* _DATASET ENTRIES_
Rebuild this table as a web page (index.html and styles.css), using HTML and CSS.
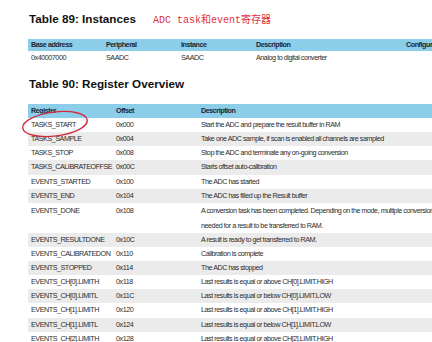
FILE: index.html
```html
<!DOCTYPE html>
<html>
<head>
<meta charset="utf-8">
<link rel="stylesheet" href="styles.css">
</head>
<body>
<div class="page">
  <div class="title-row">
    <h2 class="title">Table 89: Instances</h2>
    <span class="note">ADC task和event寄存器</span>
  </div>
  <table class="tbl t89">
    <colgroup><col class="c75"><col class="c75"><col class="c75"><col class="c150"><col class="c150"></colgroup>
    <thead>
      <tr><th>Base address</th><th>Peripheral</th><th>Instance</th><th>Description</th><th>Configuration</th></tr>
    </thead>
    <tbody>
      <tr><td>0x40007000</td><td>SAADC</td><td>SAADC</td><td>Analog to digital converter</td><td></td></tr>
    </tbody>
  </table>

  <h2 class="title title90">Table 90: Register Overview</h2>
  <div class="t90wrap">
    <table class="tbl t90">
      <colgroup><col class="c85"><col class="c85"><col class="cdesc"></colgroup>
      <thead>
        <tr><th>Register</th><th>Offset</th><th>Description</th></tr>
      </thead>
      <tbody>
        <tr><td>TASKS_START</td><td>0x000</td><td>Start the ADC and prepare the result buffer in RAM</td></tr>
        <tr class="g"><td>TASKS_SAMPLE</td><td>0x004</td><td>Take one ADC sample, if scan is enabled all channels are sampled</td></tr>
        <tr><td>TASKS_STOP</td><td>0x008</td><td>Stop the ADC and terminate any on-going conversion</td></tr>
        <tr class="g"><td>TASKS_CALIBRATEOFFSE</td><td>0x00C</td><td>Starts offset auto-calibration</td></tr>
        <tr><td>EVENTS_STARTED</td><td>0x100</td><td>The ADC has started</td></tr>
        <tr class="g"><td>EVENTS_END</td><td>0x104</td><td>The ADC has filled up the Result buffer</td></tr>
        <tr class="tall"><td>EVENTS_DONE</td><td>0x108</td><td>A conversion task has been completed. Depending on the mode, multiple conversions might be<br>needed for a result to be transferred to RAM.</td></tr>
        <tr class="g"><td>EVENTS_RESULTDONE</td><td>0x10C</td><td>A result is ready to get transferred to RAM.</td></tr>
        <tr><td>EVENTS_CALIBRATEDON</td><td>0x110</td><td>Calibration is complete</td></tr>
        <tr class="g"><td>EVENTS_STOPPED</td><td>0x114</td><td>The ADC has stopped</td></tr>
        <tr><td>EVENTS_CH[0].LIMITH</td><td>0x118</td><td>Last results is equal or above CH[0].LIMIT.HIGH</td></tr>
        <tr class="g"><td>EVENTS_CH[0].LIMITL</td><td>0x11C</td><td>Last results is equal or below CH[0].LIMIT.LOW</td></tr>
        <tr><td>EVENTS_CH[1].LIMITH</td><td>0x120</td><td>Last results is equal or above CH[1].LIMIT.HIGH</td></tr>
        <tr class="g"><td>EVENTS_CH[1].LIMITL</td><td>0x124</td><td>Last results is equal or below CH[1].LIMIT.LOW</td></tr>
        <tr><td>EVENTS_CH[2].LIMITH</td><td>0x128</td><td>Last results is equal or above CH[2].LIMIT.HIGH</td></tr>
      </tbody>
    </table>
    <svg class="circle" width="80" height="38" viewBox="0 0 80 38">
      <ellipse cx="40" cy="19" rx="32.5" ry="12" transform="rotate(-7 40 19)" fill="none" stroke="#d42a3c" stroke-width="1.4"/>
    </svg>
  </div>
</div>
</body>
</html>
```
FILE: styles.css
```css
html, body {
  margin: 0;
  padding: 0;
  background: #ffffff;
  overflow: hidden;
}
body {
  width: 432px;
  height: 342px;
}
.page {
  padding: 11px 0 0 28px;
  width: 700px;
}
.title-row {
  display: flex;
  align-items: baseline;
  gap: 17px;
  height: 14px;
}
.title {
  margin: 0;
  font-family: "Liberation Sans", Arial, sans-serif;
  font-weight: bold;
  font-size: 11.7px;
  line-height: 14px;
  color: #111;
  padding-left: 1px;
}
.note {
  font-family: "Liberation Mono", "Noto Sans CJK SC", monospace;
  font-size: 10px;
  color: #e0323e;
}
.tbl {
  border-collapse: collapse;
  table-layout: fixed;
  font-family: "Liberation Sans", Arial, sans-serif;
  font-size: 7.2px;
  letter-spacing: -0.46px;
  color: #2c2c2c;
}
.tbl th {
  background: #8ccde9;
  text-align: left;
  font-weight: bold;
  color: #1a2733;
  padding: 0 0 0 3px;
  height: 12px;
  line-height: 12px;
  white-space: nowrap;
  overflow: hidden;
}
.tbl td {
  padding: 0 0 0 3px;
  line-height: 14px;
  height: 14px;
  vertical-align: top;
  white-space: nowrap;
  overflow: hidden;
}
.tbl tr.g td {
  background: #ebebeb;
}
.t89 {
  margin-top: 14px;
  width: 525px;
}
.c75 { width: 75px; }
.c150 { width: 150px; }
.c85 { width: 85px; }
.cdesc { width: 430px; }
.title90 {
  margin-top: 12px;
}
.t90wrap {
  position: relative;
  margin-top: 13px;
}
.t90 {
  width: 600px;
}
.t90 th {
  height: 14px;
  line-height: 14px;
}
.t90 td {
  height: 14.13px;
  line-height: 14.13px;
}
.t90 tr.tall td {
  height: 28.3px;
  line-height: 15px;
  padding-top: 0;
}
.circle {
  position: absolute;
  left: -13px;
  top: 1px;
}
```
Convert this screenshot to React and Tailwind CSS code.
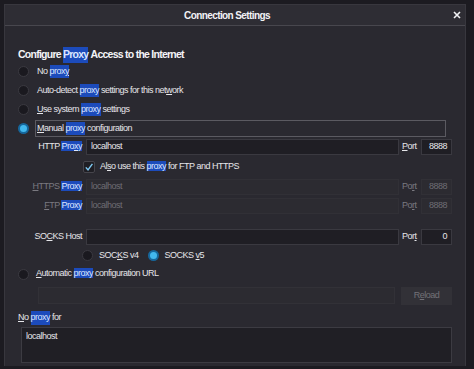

* _PROBLEM_
Copy the data character for character, but drop all pictures from the copy.

* _ANSWER TO THIS EXERCISE_
Rebuild this table as a web page (index.html and styles.css), using HTML and CSS.
FILE: index.html
```html
<!DOCTYPE html>
<html>
<head>
<meta charset="utf-8">
<link rel="stylesheet" href="styles.css">
</head>
<body>
<div class="page">
  <div class="title-row">
    <h2 class="title">Table 89: Instances</h2>
    <span class="note">ADC task和event寄存器</span>
  </div>
  <table class="tbl t89">
    <colgroup><col class="c75"><col class="c75"><col class="c75"><col class="c150"><col class="c150"></colgroup>
    <thead>
      <tr><th>Base address</th><th>Peripheral</th><th>Instance</th><th>Description</th><th>Configuration</th></tr>
    </thead>
    <tbody>
      <tr><td>0x40007000</td><td>SAADC</td><td>SAADC</td><td>Analog to digital converter</td><td></td></tr>
    </tbody>
  </table>

  <h2 class="title title90">Table 90: Register Overview</h2>
  <div class="t90wrap">
    <table class="tbl t90">
      <colgroup><col class="c85"><col class="c85"><col class="cdesc"></colgroup>
      <thead>
        <tr><th>Register</th><th>Offset</th><th>Description</th></tr>
      </thead>
      <tbody>
        <tr><td>TASKS_START</td><td>0x000</td><td>Start the ADC and prepare the result buffer in RAM</td></tr>
        <tr class="g"><td>TASKS_SAMPLE</td><td>0x004</td><td>Take one ADC sample, if scan is enabled all channels are sampled</td></tr>
        <tr><td>TASKS_STOP</td><td>0x008</td><td>Stop the ADC and terminate any on-going conversion</td></tr>
        <tr class="g"><td>TASKS_CALIBRATEOFFSE</td><td>0x00C</td><td>Starts offset auto-calibration</td></tr>
        <tr><td>EVENTS_STARTED</td><td>0x100</td><td>The ADC has started</td></tr>
        <tr class="g"><td>EVENTS_END</td><td>0x104</td><td>The ADC has filled up the Result buffer</td></tr>
        <tr class="tall"><td>EVENTS_DONE</td><td>0x108</td><td>A conversion task has been completed. Depending on the mode, multiple conversions might be<br>needed for a result to be transferred to RAM.</td></tr>
        <tr class="g"><td>EVENTS_RESULTDONE</td><td>0x10C</td><td>A result is ready to get transferred to RAM.</td></tr>
        <tr><td>EVENTS_CALIBRATEDON</td><td>0x110</td><td>Calibration is complete</td></tr>
        <tr class="g"><td>EVENTS_STOPPED</td><td>0x114</td><td>The ADC has stopped</td></tr>
        <tr><td>EVENTS_CH[0].LIMITH</td><td>0x118</td><td>Last results is equal or above CH[0].LIMIT.HIGH</td></tr>
        <tr class="g"><td>EVENTS_CH[0].LIMITL</td><td>0x11C</td><td>Last results is equal or below CH[0].LIMIT.LOW</td></tr>
        <tr><td>EVENTS_CH[1].LIMITH</td><td>0x120</td><td>Last results is equal or above CH[1].LIMIT.HIGH</td></tr>
        <tr class="g"><td>EVENTS_CH[1].LIMITL</td><td>0x124</td><td>Last results is equal or below CH[1].LIMIT.LOW</td></tr>
        <tr><td>EVENTS_CH[2].LIMITH</td><td>0x128</td><td>Last results is equal or above CH[2].LIMIT.HIGH</td></tr>
      </tbody>
    </table>
    <svg class="circle" width="80" height="38" viewBox="0 0 80 38">
      <ellipse cx="40" cy="19" rx="32.5" ry="12" transform="rotate(-7 40 19)" fill="none" stroke="#d42a3c" stroke-width="1.4"/>
    </svg>
  </div>
</div>
</body>
</html>
```
FILE: styles.css
```css
html, body {
  margin: 0;
  padding: 0;
  background: #ffffff;
  overflow: hidden;
}
body {
  width: 432px;
  height: 342px;
}
.page {
  padding: 11px 0 0 28px;
  width: 700px;
}
.title-row {
  display: flex;
  align-items: baseline;
  gap: 17px;
  height: 14px;
}
.title {
  margin: 0;
  font-family: "Liberation Sans", Arial, sans-serif;
  font-weight: bold;
  font-size: 11.7px;
  line-height: 14px;
  color: #111;
  padding-left: 1px;
}
.note {
  font-family: "Liberation Mono", "Noto Sans CJK SC", monospace;
  font-size: 10px;
  color: #e0323e;
}
.tbl {
  border-collapse: collapse;
  table-layout: fixed;
  font-family: "Liberation Sans", Arial, sans-serif;
  font-size: 7.2px;
  letter-spacing: -0.46px;
  color: #2c2c2c;
}
.tbl th {
  background: #8ccde9;
  text-align: left;
  font-weight: bold;
  color: #1a2733;
  padding: 0 0 0 3px;
  height: 12px;
  line-height: 12px;
  white-space: nowrap;
  overflow: hidden;
}
.tbl td {
  padding: 0 0 0 3px;
  line-height: 14px;
  height: 14px;
  vertical-align: top;
  white-space: nowrap;
  overflow: hidden;
}
.tbl tr.g td {
  background: #ebebeb;
}
.t89 {
  margin-top: 14px;
  width: 525px;
}
.c75 { width: 75px; }
.c150 { width: 150px; }
.c85 { width: 85px; }
.cdesc { width: 430px; }
.title90 {
  margin-top: 12px;
}
.t90wrap {
  position: relative;
  margin-top: 13px;
}
.t90 {
  width: 600px;
}
.t90 th {
  height: 14px;
  line-height: 14px;
}
.t90 td {
  height: 14.13px;
  line-height: 14.13px;
}
.t90 tr.tall td {
  height: 28.3px;
  line-height: 15px;
  padding-top: 0;
}
.circle {
  position: absolute;
  left: -13px;
  top: 1px;
}
```
Convert this screenshot to React and Tailwind CSS code.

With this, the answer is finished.